During this period, Selfridges also underwent a series of renovation attempts, which, in keeping with the fashion of the time, aimed to cover up the 'old-fashioned' features of the building in order to create a more modern appeal. This trend continued through the 1980s and into the 1990s, as Sears installed artificial ceilings and covered over such features as the huge solid bronze doors at the building's entrance, and removed much of its marble trim. Such decorative moves were nonetheless unable to counter the increasing association of 'dowdy' with the Selfridges name.
In the 1990s, Sears began a new round of investments in Selfridges, including expanding its retail floor space, extending its range of restaurants, adding personal shopping services and a beauty salon. Meanwhile, Sears was apparently neglecting its core British Shoe Corporation business. By the early 1990s, consumer shoe tastes and habits had changed, with people opting not only for sneakers instead of shoes, but also eschewing the small specialty shoe shops which made up the bulk of British Shoe Corporation's store chain in favor of buying their shoes in the same store they bought their clothing.
By the mid-1990s, Sears, once a dominant player in the United Kingdom retail market, had earned the prefix 'struggling.' The company seemed unable to counter its dwindling sales, despite successive reorganizations. By the second half of the 1990s, Sears' management saw no choice but to begin selling its holdings, including breaking up the British Shoe Corporation into its component brands to competitors. The company's Cable & Co. chain was purchased, for example, by the United States' Nine West.
By the time the last of British Shoe Corporation had been sold, Sears had managed to lose more than £240 million on the breakup. Meanwhile, the company, criticized for holding on to Selfridges while shedding its core shoe business, was having troubles there too. Its attempt to move beyond the London city center, notably with the opening of two new stores near Heathrow airport, first in 1995, with the second added in 1996, met with failure. The company was forced to abandon the Heathrow stores in 1997.
A New Look for the New Century
By then, Sears was forced to begin looking for ways to shed the rest of its holdings. In 1997, the company decided to spin off Selfridges, a move which was completed in 1998 when Selfridges returned to a separate listing on the London stock exchange . By then, Selfridges had brought in Vittorio Radice, who had previously worked wonders turning around the Habitat chain of home furnishings stores. Since joining Selfridges in 1996, Radice had already helped push through a massive seven-year, £100 million renovation plan meant to restore the Selfridges building to its previous splendor.
Radice also broke from Selfridges long identification with the single Oxford Street store when he announced plans to build a new £43 million store in Manchester, in the north of England. At one-third the size of the Oxford Street store, the new Selfridges was also moving out of town, to a new £600 million shopping complex. While some observers were initially skeptical about the company's chances at this new location, which opened in 1998, the Manchester Selfridges quickly outpaced its projections, turning profitable by the end of 1999.

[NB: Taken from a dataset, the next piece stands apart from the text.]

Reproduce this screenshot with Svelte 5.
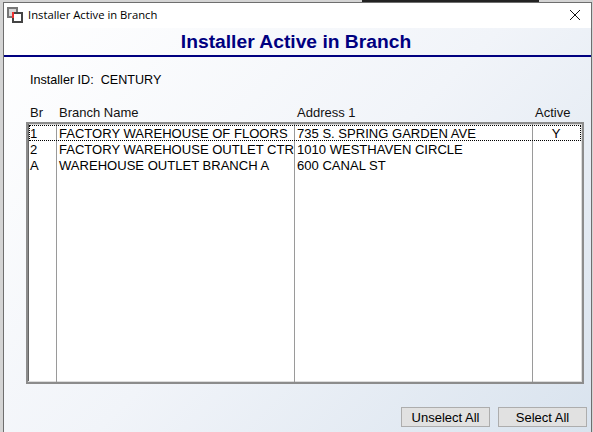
<script lang="ts">
	interface Branch {
		br: string;
		name: string;
		address: string;
		active: string;
	}

	const branches: Branch[] = [
		{ br: '1', name: 'FACTORY WAREHOUSE OF FLOORS', address: '735 S. SPRING GARDEN AVE', active: 'Y' },
		{ br: '2', name: 'FACTORY WAREHOUSE OUTLET CTR', address: '1010 WESTHAVEN CIRCLE', active: '' },
		{ br: 'A', name: 'WAREHOUSE OUTLET BRANCH A', address: '600 CANAL ST', active: '' }
	];
</script>

<div class="desktop">
	<div class="behind"></div>
	<div class="window">
		<div class="titlebar">
			<svg class="app-icon" width="16" height="16" viewBox="0 0 16 16">
				<rect x="1" y="1" width="9" height="9" fill="#d8d8d8" stroke="#777" stroke-width="2" />
				<rect x="6" y="6" width="9" height="9" fill="#fff" stroke="#444" stroke-width="2" />
				<path d="M6 5V11" fill="none" stroke="#f03030" stroke-width="2" />
			</svg>
			<span class="title">Installer Active in Branch</span>
			<svg class="close" width="10" height="10" viewBox="0 0 10 10">
				<path d="M0 0L10 10M10 0L0 10" stroke="#111" stroke-width="1" fill="none" />
			</svg>
		</div>
		<div class="body">
			<h1>Installer Active in Branch</h1>
			<div class="installer"><span>Installer ID:</span><span>CENTURY</span></div>
			<div class="cols head">
				<span class="c-br">Br</span>
				<span class="c-name">Branch Name</span>
				<span class="c-addr">Address 1</span>
				<span class="c-active">Active</span>
			</div>
			<div class="list">
				<div class="rows">
					<div class="divider d1"></div>
					<div class="divider d2"></div>
					<div class="divider d3"></div>
					{#each branches as b, i}
						<div class="cols row" class:focus={i === 0}>
							<span class="c-br">{b.br}</span>
							<span class="c-name">{b.name}</span>
							<span class="c-addr">{b.address}</span>
							<span class="c-active">{b.active}</span>
						</div>
					{/each}
				</div>
			</div>
			<div class="buttons">
				<button type="button">Unselect All</button>
				<button type="button">Select All</button>
			</div>
		</div>
	</div>
</div>

<style>
	:global(body) {
		margin: 0;
		background: #d4d4d4;
		font-family: 'Liberation Sans', Arial, sans-serif;
	}
	.desktop {
		position: relative;
		width: 593px;
		height: 432px;
		padding: 2px 1px 0 3px;
		box-sizing: border-box;
		overflow: hidden;
		background: #d4d4d4;
	}
	.behind {
		position: absolute;
		left: 362px;
		top: 0;
		width: 177px;
		height: 2px;
		background: #222;
	}
	.window {
		height: 430px;
		display: flex;
		flex-direction: column;
		border-top: 1px solid #6e6e6e;
		border-left: 1px solid #6e6e6e;
		border-right: 1px solid #6e6e6e;
		box-sizing: border-box;
		background: #fff;
	}
	.titlebar {
		height: 25px;
		flex: none;
		display: flex;
		align-items: center;
		padding: 0 7px 0 3px;
		font-size: 12px;
		color: #000;
		background: #fff;
	}
	.app-icon {
		margin-right: 5px;
		margin-top: -2px;
	}
	.title {
		flex: 1;
		margin-top: -3px;
		font-family: 'Open Sans', 'Liberation Sans', sans-serif;
		font-size: 11.25px;
	}
	.close {
		margin-right: 4px;
		margin-top: -1px;
	}
	.body {
		flex: 1;
		display: flex;
		flex-direction: column;
		background: linear-gradient(135deg, #ffffff 0%, #f1f4f9 50%, #d9e3ee 100%);
	}
	h1 {
		margin: 0;
		height: 27px;
		box-sizing: content-box;
		border-bottom: 2px solid #000080;
		padding-right: 3px;
		font-size: 19.25px;
		line-height: 28px;
		font-weight: bold;
		color: #000080;
		text-align: center;
	}
	.installer {
		display: flex;
		gap: 7px;
		margin: 14px 0 0 26px;
		font-size: 12.6px;
		line-height: 18px;
		color: #000;
	}
	.cols {
		display: grid;
		grid-template-columns: 29px 238px 238px 50px;
		font-size: 13px;
	}
	.head {
		margin: 15px 0 0 26px;
		line-height: 18px;
		height: 16px;
		color: #111;
	}
	.list {
		margin: 2px 0 0 22px;
		width: 558px;
		height: 262px;
		box-sizing: border-box;
		border: 2px solid #8c8c8c;
		background: #fff;
		padding: 0 1px 1px 0;
		outline: 1px solid #dcdcdc;
		outline-offset: -3px;
	}
	.rows {
		position: relative;
		height: 100%;
		border-left: 1px solid #666;
		padding-top: 1px;
		box-sizing: border-box;
	}
	.divider {
		position: absolute;
		top: 0;
		bottom: -1px;
		width: 1px;
		background: #9a9a9a;
	}
	.d1 {
		left: 27px;
	}
	.d2 {
		left: 265px;
	}
	.d3 {
		left: 503px;
	}
	.row {
		position: relative;
		grid-template-columns: 28px 238px 238px 46px;
		height: 16px;
		font-size: 13.05px;
		line-height: 18px;
		color: #000;
		white-space: nowrap;
		box-sizing: border-box;
	}
	.row.focus {
		outline: 1px dotted #000;
		outline-offset: -1px;
	}
	.row .c-br {
		padding-left: 1px;
	}
	.row .c-name {
		padding-left: 2px;
	}
	.row .c-addr {
		padding-left: 2px;
	}
	.row .c-active {
		text-align: center;
	}
	.buttons {
		display: flex;
		gap: 8px;
		justify-content: flex-end;
		margin: 23px 4px 0 0;
	}
	button {
		width: 89px;
		height: 20px;
		padding: 0;
		font: 13px 'Liberation Sans', Arial, sans-serif;
		color: #000;
		background: #e1e1e1;
		border: 1px solid #adadad;
		border-radius: 0;
	}
</style>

The public listing had immediately attracted the attention of British Land Corporation, led by John Ritblatt, which began acquiring stock in Selfridges. From an early position of more than six percent, British Land built up shares worth more than 13 percent of Selfridge's stock by the end of the century. These moves fueled rumors that Selfridges might be taken over, or acquired outright. Radice, however, insisted on the company's determination to maintain its independence.
The renovation of the Selfridges store reached completion in 1999 and immediately proved its worth, as shoppers returned to the store in force, raising company profits and sales. As Radice pointed out to the Sunday Telegraph: 'Gordon Selfridge used to say this is not a store but a community centre. I believe this. It is not about selling goods but entertaining people.' At the same time as entertaining the store's customers, however, Radice also took steps to increase their likelihood of buying. Among the company's initiatives was the introduction of a 'house of brands' concept, separating departments into a collection of instore boutiques for such famed brand names as Gucci, Calvin Klein, and Yves Rocher. 'What you want is the feeling you get when you walk down Bond Street,' Radice told the Independent, 'You enter the Gucci store there or the Gucci space here and it is the same experience, the same ambience, staff with the same kind of knowledge of the product. But our big advantage is that here, if you want to return a Gucci jumper, you can pick up some Patrick Cox shoes instead.'
With sales rising to £360 million and profits doubling over the previous year to top £27 million in 1999, Selfridges turned buoyantly to the future. By then, the company had started construction on a third store, tagging some £40 million for a venue that would be part of the revitalization of the Birmingham Bull Ring district. Selfridges also announced its intention to expand to as many as five stores, with Glasgow and Newcastle among the company's top choices for its new locations. With the renovation of the Oxford Street store completed by the beginning of 2000, Selfridges immediately announced ambitious plans for that location as well. Seeking a real estate partner--with British Land among the favorites&mdashø provide financing and expertise, Radice announced plans for a radical new extension of the Oxford site. In addition to adding an additional 100,000 square feet of selling space, the new plans called for the construction of an office tower and residential complex above the site, as well as a new hotel and cinema.
Principal Competitors: Arcadia Group plc; Marks and Spencer p.l.c.; Debenhams Plc; Next Plc; Harrods; Sears PLC.